Monday, October 31, 2016

Veblen House Written Up in Area Magazine


Now, isn't that weird. I could have sworn there was an article about the Veblen House and cottage in the latest edition of Weird N.J.

Oh, right,

there it is,

page 62,

a lovely four page spread,

right between a pictorial portrait of the Overbrook sanitorium and a man who gave his left arm for Asbury Park.

Weird N.J. is a beautifully rendered magazine edited by Mark and Mark (Sceurman and Moran), who clearly love our state as an bottomless trove of weirdness in truth and legend. Whether buildings or people, we all are worked on by a mixture of care and neglect, elements and time. It's truly weird that buildings and a legacy as distinctive and extraordinary as those Veblen left behind have been neglected, and so we're proud to be part of this edition of Weird N.J. Our aim, passion and privilege, as the Friends of Herrontown Woods, is to make care the dominant influence going forward.

The photos and writeups are by FOHW volunteer Glen Ferguson and myself. I bought a copy online for $7, free shipping, at this site.

Saturday, October 15, 2016

Early Fall in Herrontown Woods


These are photos from recent walks in Herrontown Woods. With most trees still green, the early turnings really stick out. In fall, the woods becomes color coded, with each kind of tree or shrub announcing its identity, so that one can grasp their numbers in a single glance. Here's a radiant dogwood, all alone with its bright orange.
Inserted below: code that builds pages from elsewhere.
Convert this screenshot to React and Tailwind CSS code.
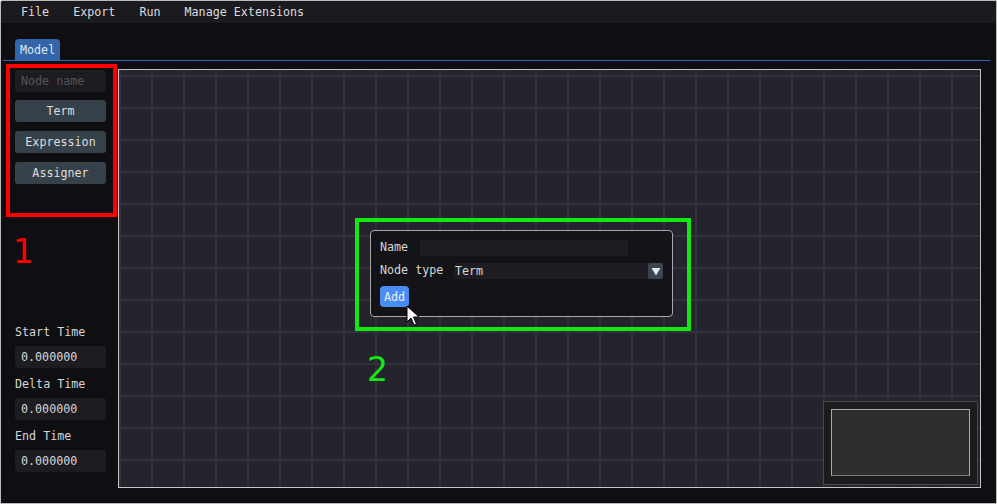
const mono = { fontFamily: '"DejaVu Sans Mono", "Liberation Mono", monospace' };

function Cursor() {
  return (
    <svg width="14" height="22" viewBox="0 0 14 22" className="absolute left-[405px] top-[304px]">
      <path
        d="M1 1 L1 17 L5 13 L8 20 L10.5 19 L7.5 12 L13 12 Z"
        fill="#ffffff"
        stroke="#000000"
        strokeWidth="1"
        strokeLinejoin="round"
      />
    </svg>
  );
}

function TimeField({ label }) {
  return (
    <div className="flex flex-col">
      <div className="h-[16px] leading-[16px] text-[#d6d6d6]">{label}</div>
      <div className="mt-[6px] h-[22px] rounded-[3px] bg-[#1d1c22] px-[6px] leading-[23px] text-[#d6d6d6]">
        0.000000
      </div>
    </div>
  );
}

function SideButton({ children }) {
  return (
    <button className="h-[22px] w-full rounded-[3px] bg-[#36414a] text-center leading-[23px] text-[#dedede]">
      {children}
    </button>
  );
}

export default function App() {
  return (
    <div
      className="relative h-[504px] w-[997px] overflow-hidden rounded-tl-[3px] border border-[#bcbcbc] bg-[#0f0e12] text-[11.7px]"
      style={mono}
    >
      {/* menu bar */}
      <div className="flex h-[22px] items-center gap-[24px] bg-[#1b1a1f] pl-[20px] pt-[2px] text-[#dcdcdc]">
        <span>File</span>
        <span>Export</span>
        <span>Run</span>
        <span>Manage Extensions</span>
      </div>

      {/* tab bar */}
      <div className="mt-[16px] flex pl-[14px]">
        <div className="h-[21px] rounded-t-[4px] bg-[#3366a8] px-[5px] leading-[22px] text-[#dfe6ef]">Model</div>
      </div>
      <div className="mx-[2px] mr-[6px] h-px bg-[#2d67b6]" />

      <div className="mt-[8px] flex h-[419px] pr-[15px]">
        {/* left panel */}
        <div className="ml-[14px] flex w-[91px] shrink-0 flex-col pb-[16px] pt-[1px]">
          <div className="h-[22px] rounded-[3px] bg-[#1d1c22] px-[6px] leading-[23px] text-[#55545c]">Node name</div>
          <div className="mt-[8px] flex flex-col gap-[9px]">
            <SideButton>Term</SideButton>
            <SideButton>Expression</SideButton>
            <SideButton>Assigner</SideButton>
          </div>
          <div className="mt-auto flex flex-col gap-[8px]">
            <TimeField label="Start Time" />
            <TimeField label="Delta Time" />
            <TimeField label="End Time" />
          </div>
        </div>

        {/* canvas */}
        <div className="relative ml-[12px] flex-1 border border-[#c4c4c4] bg-[#25242e] bg-[linear-gradient(to_right,#32313c_2px,transparent_2px),linear-gradient(to_bottom,#32313c_2px,transparent_2px)] bg-[size:32px_32px] bg-[position:0px_5px]">
          {/* add node dialog */}
          <div className="absolute left-[251px] top-[160px] flex h-[87px] w-[303px] flex-col rounded-[4px] border border-[#a8a8a8] bg-[#141318] px-[9px] pt-[8px] text-[#d6d6d6]">
            <div className="flex h-[17px] items-center">
              <span className="w-[40px]">Name</span>
              <div className="h-[16px] w-[208px] rounded-[2px] bg-[#1e1d23]" />
            </div>
            <div className="mt-[7px] flex h-[16px] items-center">
              <span className="w-[74px]">Node type</span>
              <div className="flex h-[16px] w-[209px] items-center rounded-[2px] bg-[#1e1d23] pl-[1px]">
                <span className="flex-1 leading-[17px]">Term</span>
                <div className="flex h-[16px] w-[15px] items-center justify-center rounded-[2px] bg-[#3a454f]">
                  <svg width="10" height="9" viewBox="0 0 10 9">
                    <path d="M0.5 1 L9.5 1 L5 8.5 Z" fill="#e6e6e6" />
                  </svg>
                </div>
              </div>
            </div>
            <div className="mt-[7px] flex">
              <button className="h-[21px] w-[29px] rounded-[4px] bg-[#4a8df2] text-center leading-[22px] text-[#e8eefa]">Add</button>
            </div>
          </div>

          {/* minimap */}
          <div className="absolute bottom-[2px] right-[2px] flex h-[84px] w-[155px] border border-[#4a4a4a] bg-[#1c1c1e] p-[7px] pb-[8px]">
            <div className="flex-1 border border-[#ababab] border-b-[#7d7d7d] bg-[#2e2e30]" />
          </div>
        </div>
      </div>

      {/* annotations */}
      <div className="pointer-events-none absolute left-[5px] top-[63px] h-[153px] w-[111px] border-4 border-[#ff0000]" />
      <div
        className="absolute left-[12px] top-[231px] text-[33px] leading-[40px] text-[#ff0000]"
        style={{ fontFamily: '"DejaVu Sans", sans-serif' }}
      >
        1
      </div>
      <div className="pointer-events-none absolute left-[354px] top-[217px] h-[113px] w-[336px] border-4 border-[#13e813]" />
      <div
        className="absolute left-[366px] top-[349px] text-[33px] leading-[40px] text-[#13e813]"
        style={{ fontFamily: '"DejaVu Sans", sans-serif' }}
      >
        2
      </div>
      <Cursor />
    </div>
  );
}
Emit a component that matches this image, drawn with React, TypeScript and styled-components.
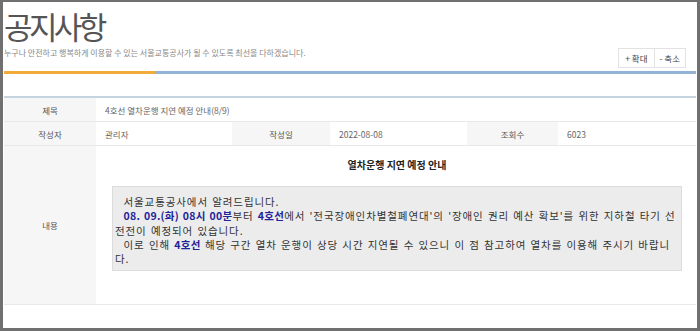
import * as React from 'react';
import styled, { createGlobalStyle } from 'styled-components';

const GlobalStyle = createGlobalStyle`
  html, body {
    margin: 0;
    padding: 0;
    background: #ffffff;
  }
  body {
    font-family: "Noto Sans CJK KR", "Noto Sans", sans-serif;
  }
`

const Frame = styled.div`
  box-sizing: border-box;
  width: 700px;
  height: 331px;
  border: 3px solid #707070;
  border-top-width: 2px;
  padding: 0 1px;
  background: #fff;
  overflow: hidden;
`

const Header = styled.div`
  display: flex;
  justify-content: space-between;
  align-items: flex-end;
`

const TitleBlock = styled.div`
  padding: 6px 0 12px 0;
`

const Title = styled.h1`
  margin: 0 0 3px 0;
  font-size: 31px;
  line-height: 36px;
  font-weight: 400;
  letter-spacing: -3.6px;
  color: #555;
`

const Subtitle = styled.p`
  margin: 0;
  font-size: 8px;
  line-height: 12px;
  letter-spacing: 0;
  color: #888;
`

const ZoomButtons = styled.div`
  display: flex;
  margin: 0 10px 3px 0;
  border: 1px solid #e2e2e2;
`

const ZoomButton = styled.button`
  height: 18px;
  padding: 0 ${p => p.$pad}px;
  border: 0;
  border-left: ${p => (p.$first ? '0' : '1px solid #e2e2e2')};
  background: #fff;
  font-family: inherit;
  font-size: 8.5px;
  color: #444;
  cursor: pointer;
`

const Bar = styled.div`
  height: 3px;
  background: linear-gradient(to right, #f1ab38 0, #f1ab38 151px, #94b2d6 151px, #94b2d6 100%);
`

const Table = styled.div`
  display: grid;
  grid-template-columns: 92px 136px 98px 137px 91px 138px;
  margin-top: 22px;
  border-top: 2px solid #c5d4df;
`

const Cell = styled.div`
  grid-column: span ${p => p.$span || 1};
  display: flex;
  align-items: center;
  justify-content: ${p => (p.$label ? 'center' : 'flex-start')};
  height: ${p => p.$height || 23}px;
  padding-left: ${p => (p.$label ? 0 : 9)}px;
  border-bottom: 1px solid #e8e8e8;
  background: ${p => (p.$label ? '#f6f6f6' : '#fff')};
  font-size: 8.5px;
  color: ${p => (p.$label ? '#555' : '#666')};
`

const ContentCell = styled.div`
  grid-column: span 5;
  padding: 12px 14px 32px 16px;
  border-bottom: 1px solid #e8e8e8;
`

const NoticeHeading = styled.h2`
  margin: 0 0 14px 0;
  text-align: center;
  font-size: 10px;
  line-height: 14px;
  font-weight: 700;
  color: #222;
`

const NoticeBox = styled.div`
  padding: 8px 2px 4px 2px;
  border: 1px solid #dcdcdc;
  background: #ececec;
  font-size: 10.5px;
  line-height: 14.3px;
  letter-spacing: 0.9px;
  word-spacing: 1px;
  color: #333;
  white-space: pre;
`

const Strong = styled.b`
  color: #22229a;
  letter-spacing: 0.3px;
`

export default function App() {
  return <>
    <GlobalStyle />
    <Frame>
      <Header>
        <TitleBlock>
          <Title>공지사항</Title>
          <Subtitle>누구나 안전하고 행복하게 이용할 수 있는 서울교통공사가 될 수 있도록 최선을 다하겠습니다.</Subtitle>
        </TitleBlock>
        <ZoomButtons>
          <ZoomButton $first $pad={6}>+ 확대</ZoomButton>
          <ZoomButton $pad={5}>- 축소</ZoomButton>
        </ZoomButtons>
      </Header>
      <Bar />
      <Table>
        <Cell $label>제목</Cell>
        <Cell $span={5}>4호선 열차운행 지연 예정 안내(8/9)</Cell>

        <Cell $label>작성자</Cell>
        <Cell>관리자</Cell>
        <Cell $label>작성일</Cell>
        <Cell>2022-08-08</Cell>
        <Cell $label>조회수</Cell>
        <Cell>6023</Cell>

        <Cell $label $height={158}>내용</Cell>
        <ContentCell>
          <NoticeHeading>열차운행 지연 예정 안내</NoticeHeading>
          <NoticeBox>
            {'  서울교통공사에서 알려드립니다.'}<br />
            {'  '}<Strong>08. 09.(화) 08시 00분</Strong>부터 <Strong>4호선</Strong>에서 '전국장애인차별철폐연대'의 '장애인 권리 예산 확보'를 위한 지하철 타기 선<br />
            전전이 예정되어 있습니다.<br />
            {'  '}이로 인해 <Strong>4호선</Strong> 해당 구간 열차 운행이 상당 시간 지연될 수 있으니 이 점 참고하여 열차를 이용해 주시기 바랍니<br />
            다.
          </NoticeBox>
        </ContentCell>
      </Table>
    </Frame>
  </>
}
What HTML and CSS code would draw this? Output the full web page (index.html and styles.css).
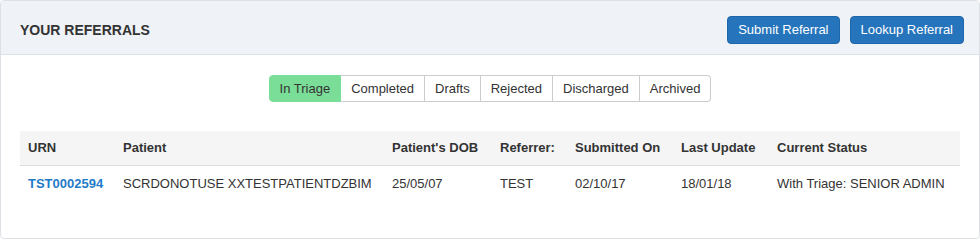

Closer to the Veblen cottage, a similarly intense flash of bright red in deep woods turned out to be a black gum tree (Nyssa sylvatica).

Mushrooms cluster in aesthetic ways on fallen logs,

and stumps,

or rise straight from the earth.

All that sequestered carbon in fallen trees slowly gets consumed, metabolized, and returned to the air, in time to be photosynthesized back into sugars by the trees and other plants, in a cycle that's as beautiful intellectually as it is aesthetically. How incredibly elegant that the carbon in wood yields its energy to living things, then "takes wing" as a gas to drift skyward and be so naturally and effortlessly delivered to plants for reincorporation into living tissue.

At Veblen House, the butternuts had a good year, after we gave them more protection from the deer.











The last photo is of a Kentucky Coffee Tree, discovered growing in the field next to the Veblen House. Its 3 foot long, many leafleted leaves make patterns on the patterned sky in late afternoon.